Front-end source files

____

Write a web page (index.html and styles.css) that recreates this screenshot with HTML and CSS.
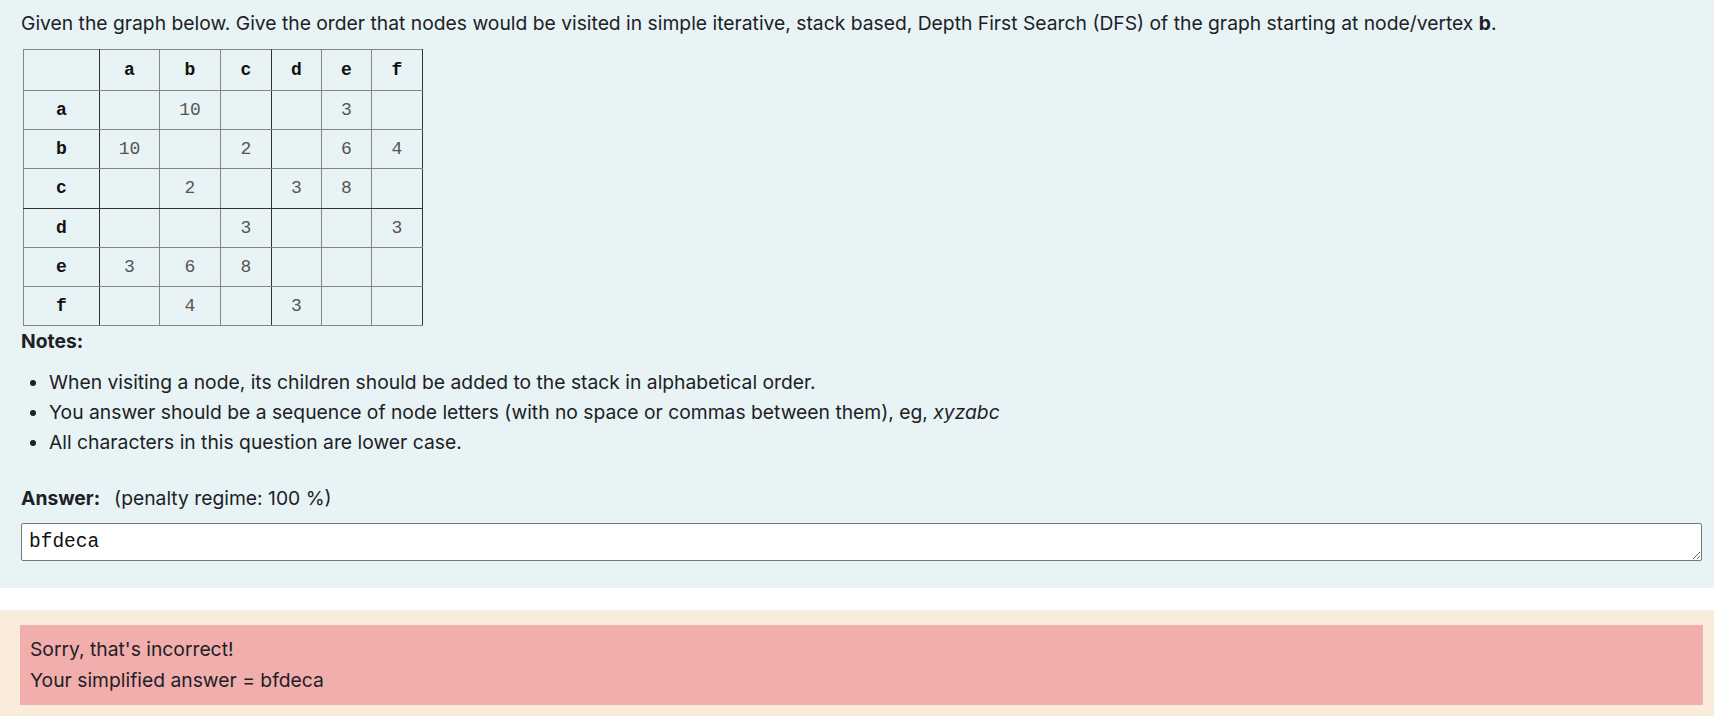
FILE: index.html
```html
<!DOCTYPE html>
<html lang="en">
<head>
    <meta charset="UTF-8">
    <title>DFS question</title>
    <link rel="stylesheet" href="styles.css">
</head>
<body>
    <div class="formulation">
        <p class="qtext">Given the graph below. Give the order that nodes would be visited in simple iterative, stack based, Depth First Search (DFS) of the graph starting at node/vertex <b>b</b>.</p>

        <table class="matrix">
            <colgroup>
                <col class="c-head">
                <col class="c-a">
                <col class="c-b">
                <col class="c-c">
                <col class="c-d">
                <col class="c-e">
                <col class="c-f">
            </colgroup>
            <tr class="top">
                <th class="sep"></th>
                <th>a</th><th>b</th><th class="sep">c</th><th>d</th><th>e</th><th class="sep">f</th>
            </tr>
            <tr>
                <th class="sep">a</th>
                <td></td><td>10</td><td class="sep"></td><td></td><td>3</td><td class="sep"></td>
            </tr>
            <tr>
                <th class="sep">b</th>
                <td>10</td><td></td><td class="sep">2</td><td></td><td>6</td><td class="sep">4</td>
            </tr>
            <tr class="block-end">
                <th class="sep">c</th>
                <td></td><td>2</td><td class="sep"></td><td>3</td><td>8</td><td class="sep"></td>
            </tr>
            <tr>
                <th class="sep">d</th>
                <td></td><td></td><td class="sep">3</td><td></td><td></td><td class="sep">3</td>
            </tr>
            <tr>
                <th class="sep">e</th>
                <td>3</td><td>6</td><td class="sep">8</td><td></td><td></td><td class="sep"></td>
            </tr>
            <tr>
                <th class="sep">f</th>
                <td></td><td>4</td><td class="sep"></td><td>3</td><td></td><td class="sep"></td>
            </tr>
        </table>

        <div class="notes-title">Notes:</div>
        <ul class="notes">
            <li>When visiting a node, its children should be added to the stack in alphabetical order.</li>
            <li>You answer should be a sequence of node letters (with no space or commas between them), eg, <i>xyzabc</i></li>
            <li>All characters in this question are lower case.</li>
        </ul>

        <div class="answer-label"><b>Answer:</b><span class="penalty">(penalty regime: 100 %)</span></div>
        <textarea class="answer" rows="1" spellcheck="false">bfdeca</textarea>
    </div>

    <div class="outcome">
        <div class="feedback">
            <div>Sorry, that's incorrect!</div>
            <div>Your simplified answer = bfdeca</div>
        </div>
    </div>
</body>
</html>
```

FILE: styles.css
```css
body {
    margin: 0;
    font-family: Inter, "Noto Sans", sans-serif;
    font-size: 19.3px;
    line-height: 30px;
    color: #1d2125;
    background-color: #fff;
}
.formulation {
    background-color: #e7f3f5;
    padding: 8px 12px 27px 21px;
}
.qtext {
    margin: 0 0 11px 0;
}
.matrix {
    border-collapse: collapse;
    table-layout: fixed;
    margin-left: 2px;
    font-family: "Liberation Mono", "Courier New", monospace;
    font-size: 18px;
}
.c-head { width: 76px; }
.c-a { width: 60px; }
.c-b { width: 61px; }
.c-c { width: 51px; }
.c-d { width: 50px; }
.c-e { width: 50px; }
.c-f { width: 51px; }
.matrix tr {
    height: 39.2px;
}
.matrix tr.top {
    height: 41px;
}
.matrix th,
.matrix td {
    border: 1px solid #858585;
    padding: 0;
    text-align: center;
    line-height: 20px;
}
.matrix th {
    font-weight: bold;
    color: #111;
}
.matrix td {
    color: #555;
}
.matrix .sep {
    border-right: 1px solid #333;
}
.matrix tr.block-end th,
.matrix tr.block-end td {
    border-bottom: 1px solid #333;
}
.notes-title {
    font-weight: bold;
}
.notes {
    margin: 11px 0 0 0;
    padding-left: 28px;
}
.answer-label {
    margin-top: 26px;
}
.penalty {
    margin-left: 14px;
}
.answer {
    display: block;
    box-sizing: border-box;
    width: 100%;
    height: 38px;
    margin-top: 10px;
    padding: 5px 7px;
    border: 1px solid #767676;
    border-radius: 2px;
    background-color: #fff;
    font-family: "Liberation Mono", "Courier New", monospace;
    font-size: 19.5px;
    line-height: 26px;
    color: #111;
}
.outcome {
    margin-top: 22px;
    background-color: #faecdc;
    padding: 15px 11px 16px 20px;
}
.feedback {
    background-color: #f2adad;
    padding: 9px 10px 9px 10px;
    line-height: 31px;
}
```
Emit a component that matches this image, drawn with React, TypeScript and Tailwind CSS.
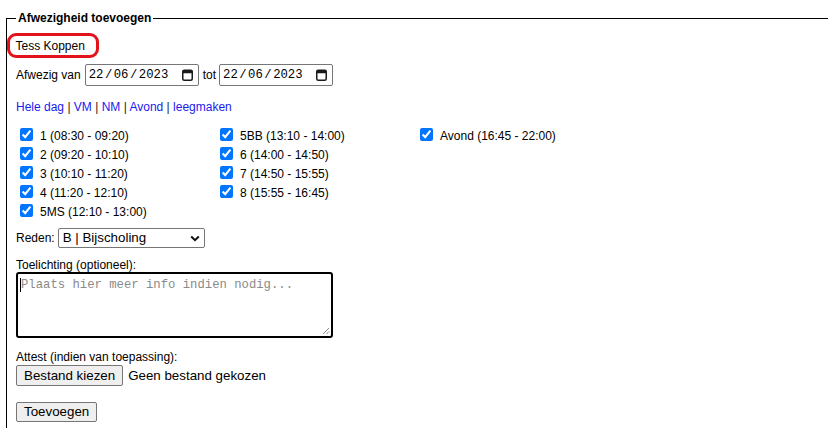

____

* **Exercise**
Go through the data above and transcribe it in full, omitting any image.

* **Expected answer**
Write a web page (index.html and styles.css) that recreates this screenshot with HTML and CSS.
FILE: index.html
```html
<!DOCTYPE html>
<html lang="en">
<head>
    <meta charset="UTF-8">
    <title>DFS question</title>
    <link rel="stylesheet" href="styles.css">
</head>
<body>
    <div class="formulation">
        <p class="qtext">Given the graph below. Give the order that nodes would be visited in simple iterative, stack based, Depth First Search (DFS) of the graph starting at node/vertex <b>b</b>.</p>

        <table class="matrix">
            <colgroup>
                <col class="c-head">
                <col class="c-a">
                <col class="c-b">
                <col class="c-c">
                <col class="c-d">
                <col class="c-e">
                <col class="c-f">
            </colgroup>
            <tr class="top">
                <th class="sep"></th>
                <th>a</th><th>b</th><th class="sep">c</th><th>d</th><th>e</th><th class="sep">f</th>
            </tr>
            <tr>
                <th class="sep">a</th>
                <td></td><td>10</td><td class="sep"></td><td></td><td>3</td><td class="sep"></td>
            </tr>
            <tr>
                <th class="sep">b</th>
                <td>10</td><td></td><td class="sep">2</td><td></td><td>6</td><td class="sep">4</td>
            </tr>
            <tr class="block-end">
                <th class="sep">c</th>
                <td></td><td>2</td><td class="sep"></td><td>3</td><td>8</td><td class="sep"></td>
            </tr>
            <tr>
                <th class="sep">d</th>
                <td></td><td></td><td class="sep">3</td><td></td><td></td><td class="sep">3</td>
            </tr>
            <tr>
                <th class="sep">e</th>
                <td>3</td><td>6</td><td class="sep">8</td><td></td><td></td><td class="sep"></td>
            </tr>
            <tr>
                <th class="sep">f</th>
                <td></td><td>4</td><td class="sep"></td><td>3</td><td></td><td class="sep"></td>
            </tr>
        </table>

        <div class="notes-title">Notes:</div>
        <ul class="notes">
            <li>When visiting a node, its children should be added to the stack in alphabetical order.</li>
            <li>You answer should be a sequence of node letters (with no space or commas between them), eg, <i>xyzabc</i></li>
            <li>All characters in this question are lower case.</li>
        </ul>

        <div class="answer-label"><b>Answer:</b><span class="penalty">(penalty regime: 100 %)</span></div>
        <textarea class="answer" rows="1" spellcheck="false">bfdeca</textarea>
    </div>

    <div class="outcome">
        <div class="feedback">
            <div>Sorry, that's incorrect!</div>
            <div>Your simplified answer = bfdeca</div>
        </div>
    </div>
</body>
</html>
```

FILE: styles.css
```css
body {
    margin: 0;
    font-family: Inter, "Noto Sans", sans-serif;
    font-size: 19.3px;
    line-height: 30px;
    color: #1d2125;
    background-color: #fff;
}
.formulation {
    background-color: #e7f3f5;
    padding: 8px 12px 27px 21px;
}
.qtext {
    margin: 0 0 11px 0;
}
.matrix {
    border-collapse: collapse;
    table-layout: fixed;
    margin-left: 2px;
    font-family: "Liberation Mono", "Courier New", monospace;
    font-size: 18px;
}
.c-head { width: 76px; }
.c-a { width: 60px; }
.c-b { width: 61px; }
.c-c { width: 51px; }
.c-d { width: 50px; }
.c-e { width: 50px; }
.c-f { width: 51px; }
.matrix tr {
    height: 39.2px;
}
.matrix tr.top {
    height: 41px;
}
.matrix th,
.matrix td {
    border: 1px solid #858585;
    padding: 0;
    text-align: center;
    line-height: 20px;
}
.matrix th {
    font-weight: bold;
    color: #111;
}
.matrix td {
    color: #555;
}
.matrix .sep {
    border-right: 1px solid #333;
}
.matrix tr.block-end th,
.matrix tr.block-end td {
    border-bottom: 1px solid #333;
}
.notes-title {
    font-weight: bold;
}
.notes {
    margin: 11px 0 0 0;
    padding-left: 28px;
}
.answer-label {
    margin-top: 26px;
}
.penalty {
    margin-left: 14px;
}
.answer {
    display: block;
    box-sizing: border-box;
    width: 100%;
    height: 38px;
    margin-top: 10px;
    padding: 5px 7px;
    border: 1px solid #767676;
    border-radius: 2px;
    background-color: #fff;
    font-family: "Liberation Mono", "Courier New", monospace;
    font-size: 19.5px;
    line-height: 26px;
    color: #111;
}
.outcome {
    margin-top: 22px;
    background-color: #faecdc;
    padding: 15px 11px 16px 20px;
}
.feedback {
    background-color: #f2adad;
    padding: 9px 10px 9px 10px;
    line-height: 31px;
}
```
Emit a component that matches this image, drawn with React, TypeScript and Tailwind CSS.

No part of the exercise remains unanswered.